Your instructions:
Return each line of the data below verbatim; pictures are to be left out.

Data extract:

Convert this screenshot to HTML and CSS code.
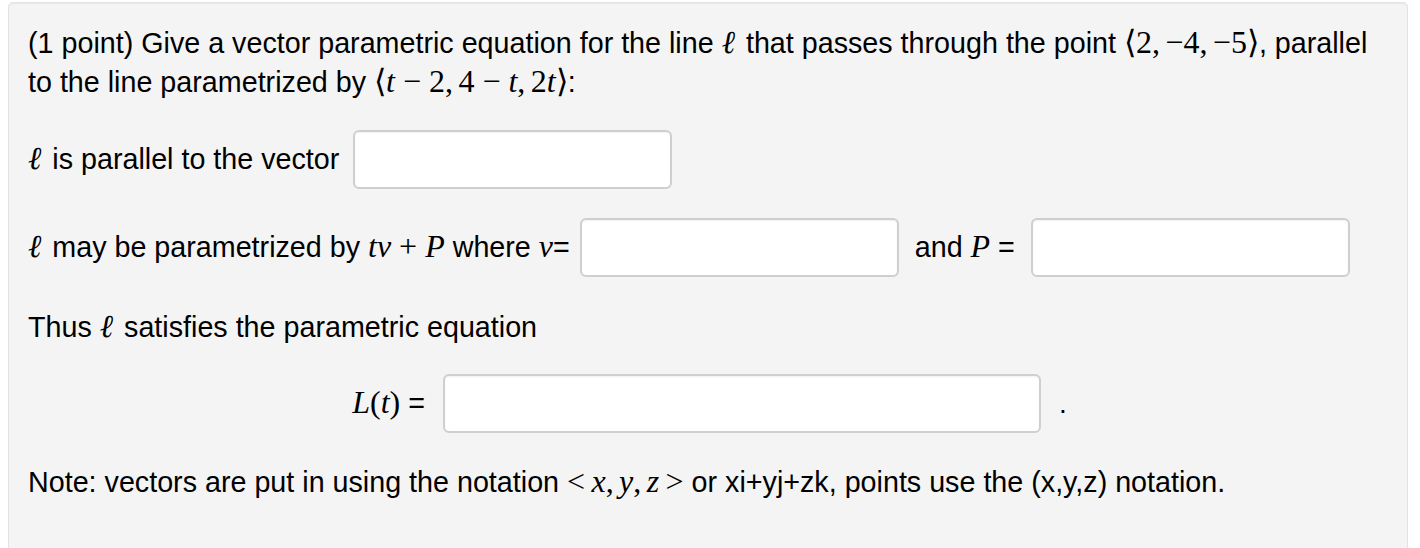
FILE: index.html
```html
<!DOCTYPE html>
<html>
<head>
<meta charset="utf-8">
<link rel="stylesheet" href="styles.css">
</head>
<body>
<div class="well">
  <p class="intro">(1 point) Give a vector parametric equation for the line <span class="m"><i class="ell">ℓ</i></span> that passes through the point <span class="m">⟨2,<span class="th"></span><span class="op">−</span>4,<span class="th"></span><span class="op">−</span>5⟩</span>, parallel<br>to the line parametrized by <span class="m">⟨<i>t</i><span class="bin">−</span>2,<span class="th"></span>4<span class="bin">−</span><i>t</i>,<span class="th"></span>2<i>t</i>⟩</span>:</p>
  <div class="row row-vec">
    <span class="label"><span class="m"><i class="ell">ℓ</i></span> is parallel to the vector</span>
    <span class="field w319"></span>
  </div>
  <div class="row row-param">
    <span class="label"><span class="m"><i class="ell">ℓ</i></span> may be parametrized by <span class="m"><i>tv</i><span class="bin">+</span><i>P</i></span> where <span class="m"><i>v</i></span>=</span>
    <span class="field w319"></span>
    <span class="label and">and <span class="m"><i>P</i></span> =</span>
    <span class="field w319"></span>
  </div>
  <p class="plain thus">Thus <span class="m"><i class="ell">ℓ</i></span> satisfies the parametric equation</p>
  <div class="row row-eq">
    <span class="label eq-label"><span class="m"><i>L</i>(<i>t</i>)</span> =</span>
    <span class="field w598"></span>
    <span class="dot">.</span>
  </div>
  <p class="plain note">Note: vectors are put in using the notation <span class="m">&lt;<span class="rel"></span><i>x</i>,<span class="th"></span><i>y</i>,<span class="th"></span><i>z</i><span class="rel"></span>&gt;</span> or xi+yj+zk, points use the (x,y,z) notation.</p>
</div>
</body>
</html>
```

FILE: styles.css
```css
html, body {
  margin: 0;
  padding: 0;
  background: #ffffff;
}

body {
  padding: 2px 12px 0 8px;
  font-family: "Liberation Sans", Arial, Helvetica, sans-serif;
  font-size: 28.7px;
  color: #000;
}

.well {
  box-sizing: border-box;
  width: 1400px;
  height: 560px;
  background: #f4f4f4;
  border: 1px solid #e3e3e3;
  border-radius: 5px;
  box-shadow: inset 0 1px 1px rgba(0, 0, 0, 0.05);
  padding: 21px 19px 0 19px;
  display: flex;
  flex-direction: column;
  gap: 29px;
}

p {
  margin: 0;
  line-height: 39px;
}

.intro {
  margin-bottom: -1px;
}

.m {
  font-family: "Liberation Serif", "Times New Roman", serif;
  font-size: 32px;
  line-height: 1;
}

.m i {
  font-style: italic;
}

.ell {
  display: inline-block;
  margin-right: 3px;
}

.th {
  display: inline-block;
  width: 0.17em;
}

.bin {
  display: inline-block;
  margin: 0 0.25em;
}

.rel {
  display: inline-block;
  width: 0.2em;
}

.row {
  display: flex;
  align-items: center;
  height: 59px;
  line-height: 39px;
}

.row-vec {
  gap: 14px;
}

.row-param {
  gap: 8px;
}

.row-param .label:first-child {
  margin-right: 2px;
}

.row-param .and {
  margin-left: 8px;
  margin-right: 8px;
}

.row-eq {
  gap: 18px;
}

.eq-label {
  width: 397px;
  text-align: right;
}

.field {
  box-sizing: border-box;
  display: block;
  height: 59px;
  background: #fff;
  border: 2px solid #cfcfcf;
  border-radius: 6px;
  box-shadow: inset 0 1px 2px rgba(0, 0, 0, 0.06);
}

.w319 {
  width: 319px;
}

.w598 {
  width: 598px;
}

.dot {
  font-size: 28px;
}

.thus {
  margin-top: 2px;
  margin-bottom: -2px;
}

.note {
  margin-top: 1px;
}
```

Output of the task:
Convert this screenshot to HTML and CSS code.
FILE: index.html
```html
<!DOCTYPE html>
<html>
<head>
<meta charset="utf-8">
<link rel="stylesheet" href="styles.css">
</head>
<body>
<div class="well">
  <p class="intro">(1 point) Give a vector parametric equation for the line <span class="m"><i class="ell">ℓ</i></span> that passes through the point <span class="m">⟨2,<span class="th"></span><span class="op">−</span>4,<span class="th"></span><span class="op">−</span>5⟩</span>, parallel<br>to the line parametrized by <span class="m">⟨<i>t</i><span class="bin">−</span>2,<span class="th"></span>4<span class="bin">−</span><i>t</i>,<span class="th"></span>2<i>t</i>⟩</span>:</p>
  <div class="row row-vec">
    <span class="label"><span class="m"><i class="ell">ℓ</i></span> is parallel to the vector</span>
    <span class="field w319"></span>
  </div>
  <div class="row row-param">
    <span class="label"><span class="m"><i class="ell">ℓ</i></span> may be parametrized by <span class="m"><i>tv</i><span class="bin">+</span><i>P</i></span> where <span class="m"><i>v</i></span>=</span>
    <span class="field w319"></span>
    <span class="label and">and <span class="m"><i>P</i></span> =</span>
    <span class="field w319"></span>
  </div>
  <p class="plain thus">Thus <span class="m"><i class="ell">ℓ</i></span> satisfies the parametric equation</p>
  <div class="row row-eq">
    <span class="label eq-label"><span class="m"><i>L</i>(<i>t</i>)</span> =</span>
    <span class="field w598"></span>
    <span class="dot">.</span>
  </div>
  <p class="plain note">Note: vectors are put in using the notation <span class="m">&lt;<span class="rel"></span><i>x</i>,<span class="th"></span><i>y</i>,<span class="th"></span><i>z</i><span class="rel"></span>&gt;</span> or xi+yj+zk, points use the (x,y,z) notation.</p>
</div>
</body>
</html>
```

FILE: styles.css
```css
html, body {
  margin: 0;
  padding: 0;
  background: #ffffff;
}

body {
  padding: 2px 12px 0 8px;
  font-family: "Liberation Sans", Arial, Helvetica, sans-serif;
  font-size: 28.7px;
  color: #000;
}

.well {
  box-sizing: border-box;
  width: 1400px;
  height: 560px;
  background: #f4f4f4;
  border: 1px solid #e3e3e3;
  border-radius: 5px;
  box-shadow: inset 0 1px 1px rgba(0, 0, 0, 0.05);
  padding: 21px 19px 0 19px;
  display: flex;
  flex-direction: column;
  gap: 29px;
}

p {
  margin: 0;
  line-height: 39px;
}

.intro {
  margin-bottom: -1px;
}

.m {
  font-family: "Liberation Serif", "Times New Roman", serif;
  font-size: 32px;
  line-height: 1;
}

.m i {
  font-style: italic;
}

.ell {
  display: inline-block;
  margin-right: 3px;
}

.th {
  display: inline-block;
  width: 0.17em;
}

.bin {
  display: inline-block;
  margin: 0 0.25em;
}

.rel {
  display: inline-block;
  width: 0.2em;
}

.row {
  display: flex;
  align-items: center;
  height: 59px;
  line-height: 39px;
}

.row-vec {
  gap: 14px;
}

.row-param {
  gap: 8px;
}

.row-param .label:first-child {
  margin-right: 2px;
}

.row-param .and {
  margin-left: 8px;
  margin-right: 8px;
}

.row-eq {
  gap: 18px;
}

.eq-label {
  width: 397px;
  text-align: right;
}

.field {
  box-sizing: border-box;
  display: block;
  height: 59px;
  background: #fff;
  border: 2px solid #cfcfcf;
  border-radius: 6px;
  box-shadow: inset 0 1px 2px rgba(0, 0, 0, 0.06);
}

.w319 {
  width: 319px;
}

.w598 {
  width: 598px;
}

.dot {
  font-size: 28px;
}

.thus {
  margin-top: 2px;
  margin-bottom: -2px;
}

.note {
  margin-top: 1px;
}
```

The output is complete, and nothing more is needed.